Cuando vio que no iba a gritar, él se inclinó para mirarla. —Tienes que decirme qué hacer.
¿No era eso lo que estaba haciendo? Gilly apretó los dientes para detenerse a sí misma, mordiéndose la lengua. —Tráeme unas mantas, un té caliente. Un poco más de aspirina.
—Está bien.
Una idea la golpeó como un martillo entre los ojos, tan duro y fuerte que jadeó y tosió. —¡La camioneta!
—Está destrozada —dijo Todd—. No puedo conducir a cualquier lugar. Mierda, podría estar totalmente perdida, te he dicho eso.
—No conducirla —logró decir Gilly—. En la camioneta. Medicamentos. Está en la consola central. No los trajiste.
—No sabía —comenzó, a la defensiva, pero Gilly lo hizo callar.
Había parado en la farmacia justo antes de ir al cajero automático. Su prescripción, descongestionantes y antibióticos, se encontraban en la camioneta. Agarró su brazo, sus dedos resbalando y cayendo lejos sin fuerza. —Sólo ve. Trata. Tengo píldoras allí. Ayudarán.
La dejó y volvió en un momento con una manta que metió a su alrededor con fuerza. Todd metió los bordes alrededor de ella, alisándola. Y después de eso, no volvió por un largo tiempo.
Gilly cerró los ojos. El sueño la tomó de nuevo casi al instante, pero era inquieto. Se retorció en el sofá, tosiendo sin descanso cada vez que parecía ir a la deriva. Su cuello y espalda crujían por el esfuerzo, y los temblores todavía se arrastraban por ella.

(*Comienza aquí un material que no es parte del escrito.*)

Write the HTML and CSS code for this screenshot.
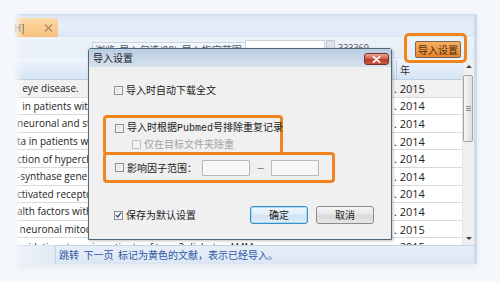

¿Alguna vez se había sentido tan mal? Si lo había hecho, no podía recordarlo. Nunca había tiempo para estar enferma cuando era una niña, no cuando tenía que estar despierta y alerta para cuidar de su madre, que casi nunca estaba bien. Incluso en los años posteriores, cuando Gilly se venía abajo con todo lo que los chicos hacían y con frecuencia el doble de duro, ella no tenía ‘días de estar enferma’.

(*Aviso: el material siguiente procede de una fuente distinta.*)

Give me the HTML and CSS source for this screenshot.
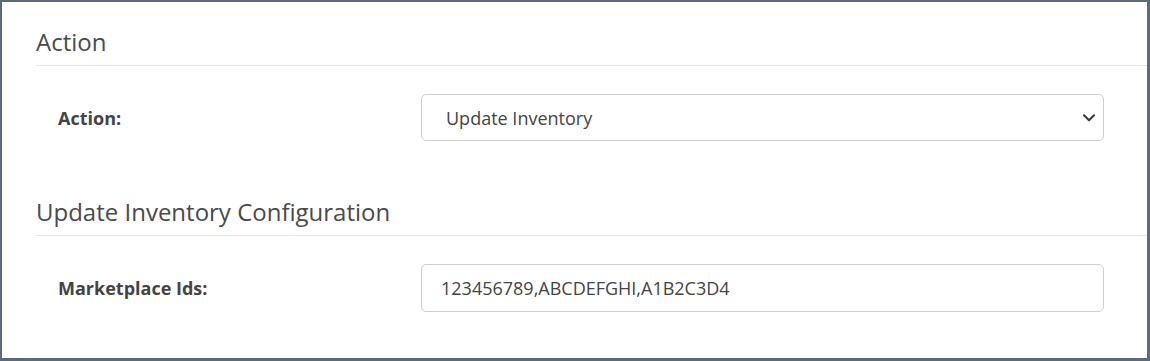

—Él no va a volver —dijo su madre, claro como la luz del sol, inconfundible.
Los ojos de Gilly se abrieron, y gritó con un silbido sin aliento. Estaba sola. Retrocedió hasta ponerse contra el brazo del sofá, incapaz siquiera de llorar.
No supo cuánto tiempo pasó antes de que el aire frío la acariciara. Oyó el traqueteo de botas. El siguiente silbato no salió de su garganta, sino de la tetera. Todd le trajo una taza de té y la llevó a sus labios. Quemó su boca y se estremeció, y el té era amargo, pero tomó un sorbo de todos modos. Él puso un par de pastillas en su boca y ella se las tragó.
—¿Qué más puedo hacer?
El calor del té y las mantas aliviaron su frialdad, o tal vez la aspirina estaba ayudando con la fiebre, no lo sabía. Los dedos de é estaban fríos en su frente, y se sentían muy bien. Gilly cerró los ojos de nuevo.

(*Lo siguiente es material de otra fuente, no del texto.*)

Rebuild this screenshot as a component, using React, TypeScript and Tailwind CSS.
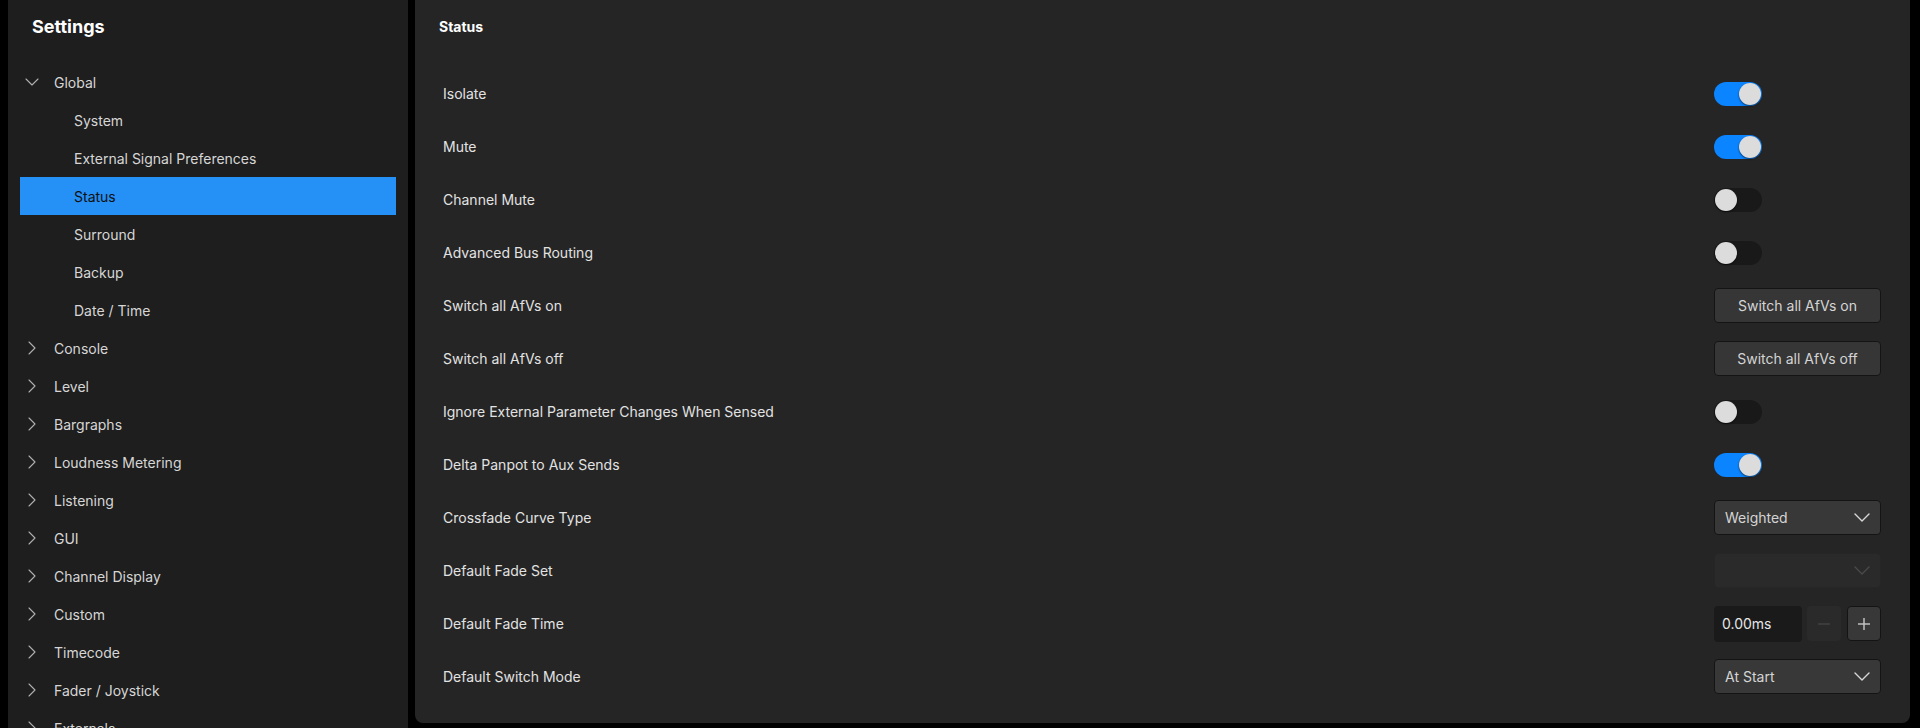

—Tengo que dormir. Dar tiempo al medicamento para hacer efecto.
Lo sintió dejándola, pero el sueño ya no se la llevaría. El sofá era viejo y desigual, y su cabeza descansaba en un ángulo incómodo. Las mantas que le habían dado una calidez bienvenida ahora yacían sobre ella como piedras. Zarzas habían florecido en su garganta, secas y punzantes.
Tosió de nuevo y él estaba allí, ayudando a que se sentara y sosteniéndole otro rollo de toallas de papel para coger lo que salía de su boca. Ella debería haber estado avergonzada, pero parecía no poder sentirla.
Los bordes suaves de su pelo rozaron la mejilla de ella mientras ponía una almohada detrás de su cabeza para aliviar la incómoda posición. Gilly volvió la cara, aceptando la comodidad que él ofrecía, pero incluso en su delirio indispuesta a aceptar al hombre que lo daba. Todd presionó más fuerte las mantas a su alrededor y luego se sentó en el sofá frente a ella.
—No debiste haber corrido en la nieve —dijo—. Y la camioneta... Conseguí las cosas, pero ahora se ha ido de verdad. El árbol no resistió cuando cerré la puerta. Está al pie de la montaña.
Lágrimas calientes se filtraron por debajo de los párpados cerrados de Gilly y se deslizaron por sus mejillas. No dijo nada. Todd suspiró. Oyó el golpe de su encendedor y olió el humo.

Eso la hizo empezar a toser de nuevo. Los pocos momentos de lucidez que había tenido comenzaron a desvanecerse de nuevo. Gilly se deslizó de nuevo en el mundo crepuscular.